Symmetrical fault current is the steady-state RMS value of the fault current after the DC component has decayed (typically after 4-5 cycles). This is the value used for most equipment ratings and protective device selection.

Asymmetrical fault current includes the DC offset component that occurs during the first few cycles of a fault. This value is always higher than the symmetrical current and is critical for determining the interrupting rating of circuit breakers and the momentary rating of switchgear.

The relationship between them is governed by the X/R ratio of the system and the time after fault initiation. Our calculator shows both values to ensure you have complete information for equipment specification.

How does transformer connection type affect fault current calculations?

The transformer connection type significantly impacts fault current paths and magnitudes:

  • Delta-Wye: Most common for commercial/industrial systems. Provides a path for zero-sequence currents and typically results in higher fault currents on the secondary side.
  • Wye-Delta: Common for utility interconnections. Can limit fault currents on the secondary side but may require grounding transformers for proper relay operation.
  • Wye-Wye: Requires solid grounding of at least one neutral. Fault currents are similar to Delta-Wye but with different phase shifts.
  • Delta-Delta: No phase shift between primary and secondary. Fault currents are similar to other connections but may require special consideration for ground faults.

The calculator automatically adjusts the impedance calculations based on the selected connection type to provide accurate results.

Why is the X/R ratio important in fault calculations?

The X/R ratio (reactance to resistance ratio) is crucial because it:

  1. Determines the DC offset: Higher X/R ratios result in larger asymmetrical peak currents
  2. Affects current decay rate: Systems with high X/R ratios have slower decay of the DC component
  3. Impacts protective device selection: Breakers must be rated for the asymmetrical current they’ll see during the first cycle
  4. Influences arc flash energy: Higher X/R ratios generally result in higher incident energy levels

Typical X/R ratios:

  • Utility systems: 10-20
  • Industrial systems: 5-15
  • Commercial systems: 3-10
  • Systems with long cables: 2-8

Our calculator uses the X/R ratio to determine the asymmetrical fault current and the rate of current decay shown in the graphical output.
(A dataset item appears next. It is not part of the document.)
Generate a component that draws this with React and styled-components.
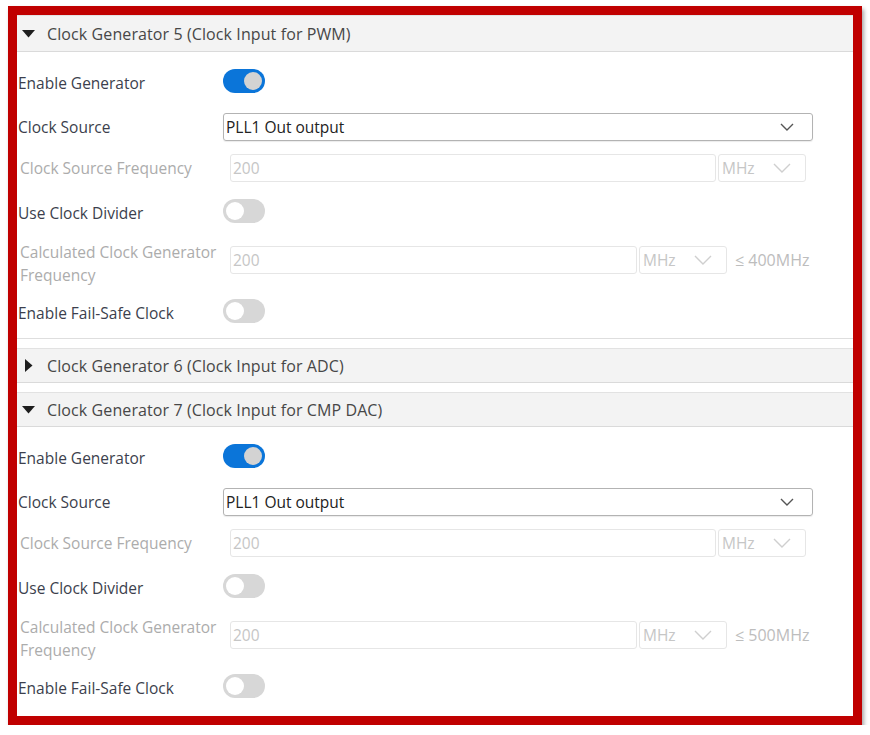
import React from "react";
import styled, { createGlobalStyle } from "styled-components";

const GlobalStyle = createGlobalStyle`
  html, body { margin: 0; padding: 0; background: #ffffff; }
  body { font-family: "Open Sans", "Noto Sans", sans-serif; }
  * { box-sizing: border-box; }
`;

const Frame = styled.div`
  margin: 6px 0 0 8px;
  width: 854px;
  height: 719px;
  border: 9px solid #c00000;
  box-shadow: 2px 3px 4px rgba(0, 0, 0, 0.35);
  background: #ffffff;
  overflow: hidden;
`;

const Section = styled.section`
  margin-top: ${(p) => (p.$first ? "0" : "9px")};
`;

const SectionHeader = styled.div`
  display: flex;
  align-items: center;
  height: ${(p) => (p.$first ? "37px" : "35px")};
  background: #f3f3f3;
  border-top: 1px solid #e2e2e2;
  border-bottom: 1px solid #dadada;
  color: #474747;
  font-size: 16px;
`;

const CaretBox = styled.span`
  width: 23px;
  display: flex;
  align-items: center;
  justify-content: center;
  margin-right: 7px;
`;

const Title = styled.span`
  letter-spacing: 0.1px;
`;

const Body = styled.div`
  padding: 11px 0 3px 1px;
  border-bottom: ${(p) => (p.$last ? "none" : "1px solid #dedede")};
  display: flex;
  flex-direction: column;
  gap: 4px;
`;

const Row = styled.div`
  display: grid;
  grid-template-columns: 205px 1fr;
  align-items: center;
  height: ${(p) => p.$h}px;
`;

const Label = styled.div`
  font-size: 15.5px;
  line-height: 23px;
  color: ${(p) => (p.$disabled ? "#acacac" : "#3c3f4d")};
  padding-left: ${(p) => (p.$disabled ? "2px" : "0")};
`;

const Toggle = styled.div`
  width: 42px;
  height: 24px;
  margin-bottom: 5px;
  border-radius: 12px;
  background: ${(p) => (p.$on ? "#0b75d9" : "#d7d7d7")};
  display: flex;
  align-items: center;
  justify-content: ${(p) => (p.$on ? "flex-end" : "flex-start")};
  padding: 0 3px;
`;

const Knob = styled.div`
  width: 18px;
  height: 18px;
  border-radius: 50%;
  background: ${(p) => (p.$on ? "#d3d3d3" : "#ffffff")};
`;

const Select = styled.div`
  width: 590px;
  height: 28px;
  border: 1px solid #b3b3b3;
  border-radius: 3px;
  display: flex;
  align-items: center;
  justify-content: space-between;
  padding: 0 18px 0 2px;
  font-size: 15.5px;
  color: #222;
  box-shadow: 0 1px 1px rgba(0, 0, 0, 0.08);
`;

const FieldGroup = styled.div`
  display: flex;
  align-items: center;
  margin-left: 7px;
  margin-bottom: ${(p) => p.$lift || 0}px;
  gap: 2px;
`;

const DisabledInput = styled.div`
  width: ${(p) => p.$w}px;
  height: 28px;
  border: 1px solid #e6e6e6;
  border-radius: 3px;
  display: flex;
  align-items: center;
  padding-left: 2px;
  font-size: 15.5px;
  color: #c6c6c6;
`;

const UnitSelect = styled.div`
  width: 88px;
  height: 28px;
  border: 1px solid #e6e6e6;
  border-radius: 3px;
  display: flex;
  align-items: center;
  justify-content: space-between;
  padding: 0 14px 0 3px;
  font-size: 15.5px;
  color: #c6c6c6;
`;

const Limit = styled.span`
  margin-left: 6px;
  font-size: 16px;
  color: #bdbdbd;
`;

const Caret = ({ open }) =>
  open ? (
    <svg width="13" height="8" viewBox="0 0 13 8">
      <path d="M0 0 L13 0 L6.5 7.5 Z" fill="#1e1e1e" />
    </svg>
  ) : (
    <svg width="8" height="13" viewBox="0 0 8 13">
      <path d="M0 0 L7.5 6.5 L0 13 Z" fill="#1e1e1e" />
    </svg>
  );

const Chevron = ({ w = 13, h = 7, color = "#555", sw = 1.3 }) => (
  <svg width={w} height={h + 2} viewBox={`0 0 ${w} ${h + 2}`}>
    <path
      d={`M1 1 L${w / 2} ${h} L${w - 1} 1`}
      fill="none"
      stroke={color}
      strokeWidth={sw}
    />
  </svg>
);

const Switch = ({ on }) => (
  <Toggle $on={on}>
    <Knob $on={on} />
  </Toggle>
);

const Unit = () => (
  <UnitSelect>
    <span>MHz</span>
    <Chevron w={18} h={9} color="#cfcfcf" sw={1.4} />
  </UnitSelect>
);

const GeneratorBody = ({ limit, last }) => (
  <Body $last={last}>
    <Row $h={40}>
      <Label>Enable Generator</Label>
      <Switch on />
    </Row>
    <Row $h={40}>
      <Label>Clock Source</Label>
      <Select>
        <span>PLL1 Out output</span>
        <Chevron w={14} h={7} color="#555" sw={1.4} />
      </Select>
    </Row>
    <Row $h={34}>
      <Label $disabled>Clock Source Frequency</Label>
      <FieldGroup>
        <DisabledInput $w={486}>200</DisabledInput>
        <Unit />
      </FieldGroup>
    </Row>
    <Row $h={48}>
      <Label>Use Clock Divider</Label>
      <Switch />
    </Row>
    <Row $h={46}>
      <Label $disabled>
        Calculated Clock Generator
        <br />
        Frequency
      </Label>
      <FieldGroup $lift={8}>
        <DisabledInput $w={407}>200</DisabledInput>
        <Unit />
        <Limit>≤ {limit}</Limit>
      </FieldGroup>
    </Row>
    <Row $h={44}>
      <Label>Enable Fail-Safe Clock</Label>
      <Switch />
    </Row>
  </Body>
);

export default function App() {
  return (
    <>
      <GlobalStyle />
      <Frame>
        <Section $first>
          <SectionHeader $first>
            <CaretBox>
              <Caret open />
            </CaretBox>
            <Title>Clock Generator 5 (Clock Input for PWM)</Title>
          </SectionHeader>
          <GeneratorBody limit="400MHz" />
        </Section>
        <Section>
          <SectionHeader>
            <CaretBox>
              <Caret />
            </CaretBox>
            <Title>Clock Generator 6 (Clock Input for ADC)</Title>
          </SectionHeader>
        </Section>
        <Section>
          <SectionHeader>
            <CaretBox>
              <Caret open />
            </CaretBox>
            <Title>Clock Generator 7 (Clock Input for CMP DAC)</Title>
          </SectionHeader>
          <GeneratorBody limit="500MHz" last />
        </Section>
      </Frame>
    </>
  );
}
How often should fault current calculations be updated?

Fault current calculations should be updated in the following situations:

  • System Modifications: Whenever transformers, cables, or major loads are added/removed
  • Utility Changes: When the utility notifies you of changes to their system that affect fault current contribution
  • Periodic Reviews: At least every 5 years as part of your electrical safety program
  • After Incidents: Following any major fault or electrical incident
  • Regulatory Requirements: When required by local electrical codes or insurance carriers

OSHA 1910.303 and NFPA 70E require that fault current information be kept current and that arc flash hazard analyses be updated when system changes affect the available fault current.

Can this calculator be used for arc flash hazard analysis?

While this calculator provides essential input data for arc flash studies, it is not a complete arc flash calculator. The fault current values generated here can be used as inputs for:

  • Incident energy calculations (using IEEE 1584 or NFPA 70E equations)
  • Arc flash boundary determinations
  • Required PPE category selection
  • Equipment labeling requirements

For complete arc flash analysis, you would additionally need:

  1. Clearing times of protective devices
  2. Equipment configuration details
  3. Gap between conductors
  4. System grounding information

We recommend using dedicated arc flash software like SKM PowerTools or ETAP for comprehensive arc flash hazard analysis, using the fault current values from this calculator as inputs.

What standards govern 3-phase fault current calculations?

The primary standards governing fault current calculations include:

  • IEEE Std 3001.8 (Violet Book): IEEE Guide for Performing Arc Flash Hazard Calculations
  • IEEE Std 399 (Brown Book): IEEE Recommended Practice for Industrial and Commercial Power Systems Analysis
  • IEEE Std 242 (Buff Book): IEEE Recommended Practice for Protection and Coordination of Industrial and Commercial Power Systems
  • NFPA 70 (NEC): National Electrical Code (Article 110.24 requires fault current marking)
  • NFPA 70E: Standard for Electrical Safety in the Workplace
  • ANSI C37: Series of standards for switchgear ratings and testing

These standards provide methodologies for:

  • Calculating bolted fault currents
  • Determining asymmetrical fault currents
  • Accounting for motor contribution
  • Performing system modeling
  • Establishing protective device requirements

Our calculator follows the methodologies outlined in these standards to ensure compliance and accuracy.

How does cable length and size affect fault current?

Cable parameters significantly impact fault current levels:

Cable Length:

  • Longer cables reduce fault current due to increased impedance
  • The relationship is linear – doubling cable length approximately doubles the impedance
  • For very long runs (>1000 ft), cable impedance can become the dominant factor in fault current limitation

Cable Size:

  • Larger cables have lower impedance per foot, resulting in higher fault currents
  • The difference between consecutive cable sizes is most pronounced in smaller sizes (e.g., 250 vs 500 kcmil shows more difference than 750 vs 1000 kcmil)
  • For the same cross-sectional area, copper has slightly lower impedance than aluminum

Our calculator includes detailed cable impedance data from NEC Chapter 9 to accurately model these effects. The comparison table in Module E demonstrates how different cable configurations affect fault current levels.